Even if one were to answer that protecting the innocents from Turkish aggression were worth those risks, there would be better grounds for intervention than ecclesiocentric politics. Foreign intervention should further the aims of God’s purpose for the state: order not chaos. Such intervention must be based upon both the US national interest (does this serve to make the US safer or stronger or help further some vital US interest around the globe) and does an intervention help World Order.

Leithart says, “If we’re going to think Christianly about such things, though, we can’t focus on the effects on America’s international standing or the erosion of Trump’s base. Nor can we say, ‘It’s 7000 miles away’ or ‘let Putin be king of this mess,’ and put the whole affair out of mind.”

But thinking Christanly about foreign affairs is far more complicated than a feeling of brotherhood with those hurt by aggression. It is natural to feel the pain of those martyred and displaced. But, we live in a fallen world that means we must prioritizes competing good and sometimes competing bad choices.

Ecclesiocentric foreign policy will make the world less safe by expanding America’s foreign commitments, which results in stretching limited resources. Further, it would attempt to make the US into a globalist, idealist hegemon ruling over other states. That would destroy the fundamental principles of the present World Order. It would mean more war and less order.
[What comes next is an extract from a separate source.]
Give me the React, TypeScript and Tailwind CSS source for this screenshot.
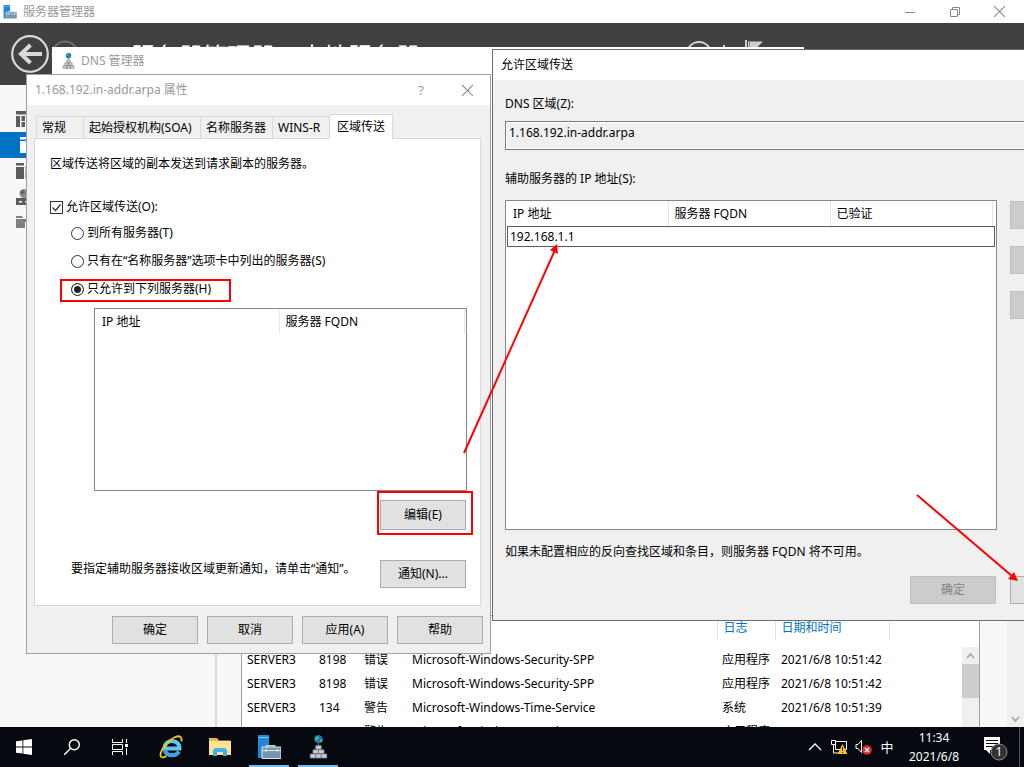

That’s not a Christian foreign policy.

It seems the only principles in harmony with God’s purpose for the state is to focus on the national interest along with World Order and not on ecclesiocentric politics. If we want a Christian foreign policy for America, we must focus on policies that make America stronger and promote World Order by respecting the internal politics of other states and balancing the powers to restrain anyone seeking hegemonic control.